COP21 – “The good, the bad and the ugly“

Generell wurde das Paris-Abkommen von den Diskussionsteilnehmern differenziert betrachtet. Positiv sei zunächst, dass ein neues Klimapaket zustande gekommen ist. Zudem wurde begrüßt, dass die Interessen der Industrieländer nicht gegen die Interessen der Entwicklungsländer ausgespielt worden seien und viele Stakeholder in den Kompromiss einbezogen wurden („the good“). Hinter diesen positiven Aspekten würden sich jedoch große politische, bürokratische und strukturelle Limitierungen befinden. Kritisiert wurde zum Beispiel die mangelnde Rechtskraft des Rahmenabkommens sowie, dass sich durch den beschlossenen anstehenden Ratifizierungsprozess das Abkommen um Jahre ver-zögern könnte („the bad“). Woran sich aber die meisten afrikanischen Länder immens stören würden, sei die ungeklärte Finanzierung der folgenden Maßnahmen sowie die Unverbindlichkeit mancher Entscheidungen („the ugly“).

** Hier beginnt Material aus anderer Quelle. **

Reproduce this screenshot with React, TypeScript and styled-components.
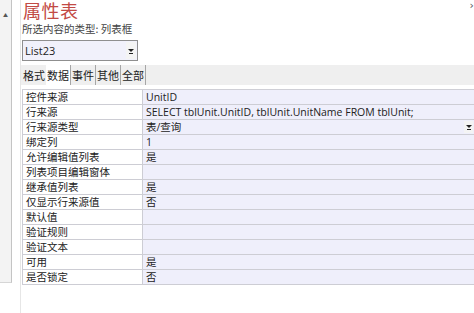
import React from "react";
import styled, { createGlobalStyle } from "styled-components";

const GlobalStyle = createGlobalStyle`
  html, body {
    margin: 0;
    padding: 0;
    background: #ffffff;
    font-family: "Noto Sans CJK SC", "Noto Sans", sans-serif;
    overflow: hidden;
  }
`;

const rows: { label: string; value: string; dropdown?: boolean }[] = [
  { label: "控件来源", value: "UnitID" },
  { label: "行来源", value: "SELECT tblUnit.UnitID, tblUnit.UnitName FROM tblUnit;" },
  { label: "行来源类型", value: "表/查询", dropdown: true },
  { label: "绑定列", value: "1" },
  { label: "允许编辑值列表", value: "是" },
  { label: "列表项目编辑窗体", value: "" },
  { label: "继承值列表", value: "是" },
  { label: "仅显示行来源值", value: "否" },
  { label: "默认值", value: "" },
  { label: "验证规则", value: "" },
  { label: "验证文本", value: "" },
  { label: "可用", value: "是" },
  { label: "是否锁定", value: "否" },
];

const tabs = ["格式", "数据", "事件", "其他", "全部"];

const App: React.FC = () => {
  return (
    <>
      <GlobalStyle />
      <Root>
        <ScrollBar>
          <ScrollArrow>▲</ScrollArrow>
        </ScrollBar>
        <Gutter />
        <Panel>
          <CloseMark>›</CloseMark>
          <Title>属性表</Title>
          <Subtitle>所选内容的类型: 列表框</Subtitle>
          <Picker>
            <PickerText>List23</PickerText>
            <PickerButton>
              <Caret />
            </PickerButton>
          </Picker>
          <TabStrip>
            {tabs.map((t) => (
              <Tab key={t} active={t === "数据"}>
                {t}
              </Tab>
            ))}
          </TabStrip>
          <Grid>
            {rows.map((r) => (
              <Row key={r.label}>
                <LabelCell>{r.label}</LabelCell>
                <ValueCell>
                  {r.value}
                  {r.dropdown && (
                    <CellButton>
                      <Caret />
                    </CellButton>
                  )}
                </ValueCell>
              </Row>
            ))}
          </Grid>
        </Panel>
      </Root>
    </>
  );
};

const Root = styled.div`
  display: flex;
  width: 474px;
  height: 313px;
`;

const ScrollBar = styled.div`
  width: 12px;
  height: 283px;
  background: #f3f3f3;
  border-right: 1px solid #c4c4c4;
  border-bottom: 1px solid #d6d6d6;
  display: flex;
  justify-content: center;
  box-sizing: border-box;
`;

const ScrollArrow = styled.div`
  font-size: 5px;
  color: #555;
  margin-top: 12px;
  line-height: 6px;
`;

const Gutter = styled.div`
  width: 8px;
  border-right: 1px solid #e6e6e6;
`;

const Panel = styled.div`
  position: relative;
  flex: 1;
  display: flex;
  flex-direction: column;
  padding-left: 1px;
`;

const CloseMark = styled.div`
  position: absolute;
  right: 0;
  top: 0;
  font-size: 11px;
  line-height: 11px;
  color: #555;
  font-family: "DejaVu Sans", sans-serif;
`;

const Title = styled.div`
  font-size: 18px;
  line-height: 21px;
  height: 21px;
  color: #c24a45;
  padding-left: 1px;
  letter-spacing: 0.5px;
`;

const Subtitle = styled.div`
  font-size: 10.5px;
  line-height: 15px;
  height: 16px;
  color: #444;
`;

const Picker = styled.div`
  width: 116px;
  height: 21px;
  box-sizing: border-box;
  border: 1px solid #8f8f8f;
  background: #f1f1fb;
  display: flex;
  align-items: center;
  margin-top: 3px;
`;

const PickerText = styled.div`
  flex: 1;
  font-family: "Open Sans", "Noto Sans", sans-serif;
  font-size: 11px;
  color: #222;
  padding-left: 2px;
`;

const PickerButton = styled.div`
  width: 10px;
  height: 17px;
  margin-right: 1px;
  background: #f4f4f4;
  display: flex;
  align-items: center;
  justify-content: center;
`;

const Caret = styled.div`
  width: 0;
  height: 0;
  border-left: 3px solid transparent;
  border-right: 3px solid transparent;
  border-top: 3px solid #222;
  border-bottom: 1px solid transparent;
  box-shadow: 0 2px 0 -1px #222;
`;

const TabStrip = styled.div`
  margin-top: 4px;
  margin-left: -1px;
  height: 20px;
  background: #efefef;
  display: flex;
  align-items: stretch;
  padding-left: 1px;
`;

const Tab = styled.div<{ active?: boolean }>`
  font-size: 11px;
  line-height: 20px;
  padding: 0 1px;
  color: #222;
  background: ${(p) => (p.active ? "#ffffff" : "transparent")};
  border-right: 1px solid #a6a6a6;
  &:first-child {
    border-right: none;
  }
`;

const Grid = styled.div`
  margin-top: 4px;
  border-top: 1px solid #cfcfd6;
  display: flex;
  flex-direction: column;
`;

const Row = styled.div`
  display: grid;
  grid-template-columns: 121px 1fr;
  height: 15px;
  border-bottom: 1px solid #cdcdd4;
  box-sizing: border-box;
  font-size: 10.5px;
  line-height: 14px;
  color: #222;
`;

const LabelCell = styled.div`
  background: #ffffff;
  border-left: 1px solid #cdcdd4;
  border-right: 1px solid #cdcdd4;
  padding-left: 3px;
  white-space: nowrap;
  overflow: hidden;
`;

const ValueCell = styled.div`
  position: relative;
  background: #efeffb;
  padding-left: 3px;
  font-family: "Open Sans", "Noto Sans", "Noto Sans CJK SC", sans-serif;
  white-space: nowrap;
  overflow: hidden;
`;

const CellButton = styled.div`
  position: absolute;
  right: 1px;
  top: 1px;
  width: 9px;
  height: 12px;
  background: #f4f4f4;
  display: flex;
  align-items: center;
  justify-content: center;
`;

export default App;
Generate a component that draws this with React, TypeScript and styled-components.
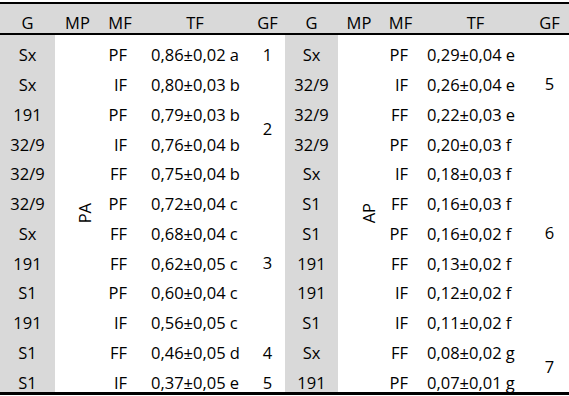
import React from 'react';
import styled, { createGlobalStyle } from 'styled-components';

const Global = createGlobalStyle`
  html, body { margin: 0; padding: 0; background: #fff; }
  body { font-family: "Open Sans", "Liberation Sans", sans-serif; }
`;

type Align = 'left' | 'center' | 'right';

const Sheet = styled.div`
  margin-top: 2px;
  width: 569px;
  display: grid;
  grid-template-columns: 55px 45px 40px 110px 35px 53px 42px 41px 109px 39px;
  grid-template-rows: 31px repeat(12, 29.75px);
  border-top: 2px solid #000;
  border-bottom: 3px solid #000;
  font-size: 16.5px;
  line-height: 1;
  color: #000;
`;

const Cell = styled.div<{
  $col: number;
  $row: number;
  $span?: number;
  $align?: Align;
  $gray?: boolean;
  $pl?: number;
  $pr?: number;
}>`
  grid-column: ${(p) => p.$col};
  grid-row: ${(p) => p.$row} / span ${(p) => p.$span ?? 1};
  display: flex;
  align-items: flex-end;
  justify-content: ${(p) =>
    p.$align === 'left' ? 'flex-start' : p.$align === 'right' ? 'flex-end' : 'center'};
  padding: 0 ${(p) => p.$pr ?? 0}px 1px ${(p) => p.$pl ?? 0}px;
  background: ${(p) => (p.$gray ? '#d9d9d9' : 'transparent')};
  white-space: nowrap;
`;

const HeadCell = styled(Cell)`
  background: #d9d9d9;
  border-bottom: 2px solid #000;
  padding-bottom: 2px;
`;

const GroupCell = styled(Cell)`
  align-items: center;
  padding-top: 10px;
  padding-bottom: 0;
`;

const RotatedCell = styled(Cell)`
  align-items: center;
  padding-bottom: 0;
`;

const Vertical = styled.span`
  writing-mode: vertical-rl;
  transform: rotate(180deg);
`;

type Row = [string, string, string];

const left: Row[] = [
  ['Sx', 'PF', '0,86±0,02 a'],
  ['Sx', 'IF', '0,80±0,03 b'],
  ['191', 'PF', '0,79±0,03 b'],
  ['32/9', 'IF', '0,76±0,04 b'],
  ['32/9', 'FF', '0,75±0,04 b'],
  ['32/9', 'PF', '0,72±0,04 c'],
  ['Sx', 'FF', '0,68±0,04 c'],
  ['191', 'FF', '0,62±0,05 c'],
  ['S1', 'PF', '0,60±0,04 c'],
  ['191', 'IF', '0,56±0,05 c'],
  ['S1', 'FF', '0,46±0,05 d'],
  ['S1', 'IF', '0,37±0,05 e'],
];

const right: Row[] = [
  ['Sx', 'PF', '0,29±0,04 e'],
  ['32/9', 'IF', '0,26±0,04 e'],
  ['32/9', 'FF', '0,22±0,03 e'],
  ['32/9', 'PF', '0,20±0,03 f'],
  ['Sx', 'IF', '0,18±0,03 f'],
  ['S1', 'FF', '0,16±0,03 f'],
  ['S1', 'PF', '0,16±0,02 f'],
  ['191', 'FF', '0,13±0,02 f'],
  ['191', 'IF', '0,12±0,02 f'],
  ['S1', 'IF', '0,11±0,02 f'],
  ['Sx', 'FF', '0,08±0,02 g'],
  ['191', 'PF', '0,07±0,01 g'],
];

type Group = { label: string; start: number; span: number };

const leftGroups: Group[] = [
  { label: '1', start: 1, span: 1 },
  { label: '2', start: 2, span: 4 },
  { label: '3', start: 6, span: 5 },
  { label: '4', start: 11, span: 1 },
  { label: '5', start: 12, span: 1 },
];

const rightGroups: Group[] = [
  { label: '5', start: 1, span: 3 },
  { label: '6', start: 4, span: 7 },
  { label: '7', start: 11, span: 2 },
];

type HalfProps = {
  base: number;
  rows: Row[];
  groups: Group[];
  mp: string;
  mpPad: number;
  tfPad: number;
};

const headers = ['G', 'MP', 'MF', 'TF', 'GF'];

function Half({ base, rows, groups, mp, mpPad, tfPad }: HalfProps) {
  return (
    <>
      {headers.map((h, i) => (
        <HeadCell key={`h${i}`} $col={base + i} $row={1}>
          {h}
        </HeadCell>
      ))}
      {rows.map(([g, mf, tf], i) => (
        <React.Fragment key={i}>
          <Cell $col={base} $row={i + 2} $gray>
            {g}
          </Cell>
          <Cell $col={base + 2} $row={i + 2} $align="right" $pr={13}>
            {mf}
          </Cell>
          <Cell $col={base + 3} $row={i + 2} $align="left" $pl={tfPad}>
            {tf}
          </Cell>
        </React.Fragment>
      ))}
      <RotatedCell $col={base + 1} $row={2} $span={12} $align="right" $pr={mpPad}>
        <Vertical>{mp}</Vertical>
      </RotatedCell>
      {groups.map((gr) =>
        gr.span > 1 ? (
          <GroupCell key={gr.start} $col={base + 4} $row={gr.start + 1} $span={gr.span}>
            {gr.label}
          </GroupCell>
        ) : (
          <Cell key={gr.start} $col={base + 4} $row={gr.start + 1}>
            {gr.label}
          </Cell>
        )
      )}
    </>
  );
}

export default function App() {
  return (
    <>
      <Global />
      <Sheet>
        <Half base={1} rows={left} groups={leftGroups} mp="PA" mpPad={7} tfPad={11} />
        <Half base={6} rows={right} groups={rightGroups} mp="AP" mpPad={3} tfPad={6} />
      </Sheet>
    </>
  );
}
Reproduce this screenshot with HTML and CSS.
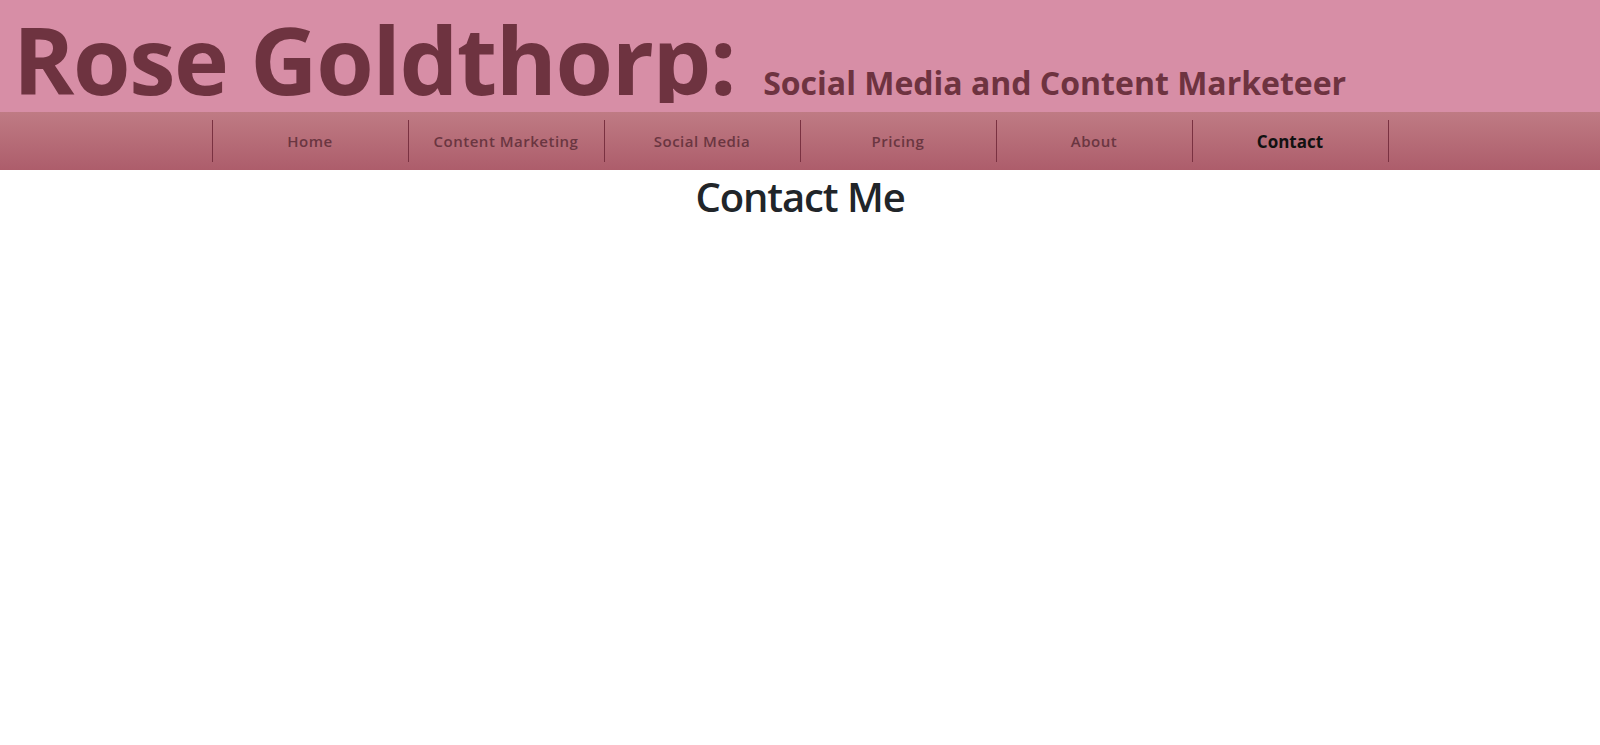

Hier sind Milliardensummen versprochen worden, es sei jedoch unklar, ob in Gegenwart der derzeitigen problematischen politischen Situation vieler Länder Zusagen auch wirklich eingehalten werden können. Insgesamt, so waren sich die Teilnehmer des Expertengesprächs einig, müsse die afrikanische Stimme generell mehr Einfluss auf internationaler Bühne erhalten. Zudem müssten Herausforderungen des Klimawandels stets im Zusammenspiel mit Fragen der Klimagerechtigkeit, Nahrungsmittelsicherheit und Armut gesehen werden. Dieser Nexus sei insbesondere für Afrika entscheidend.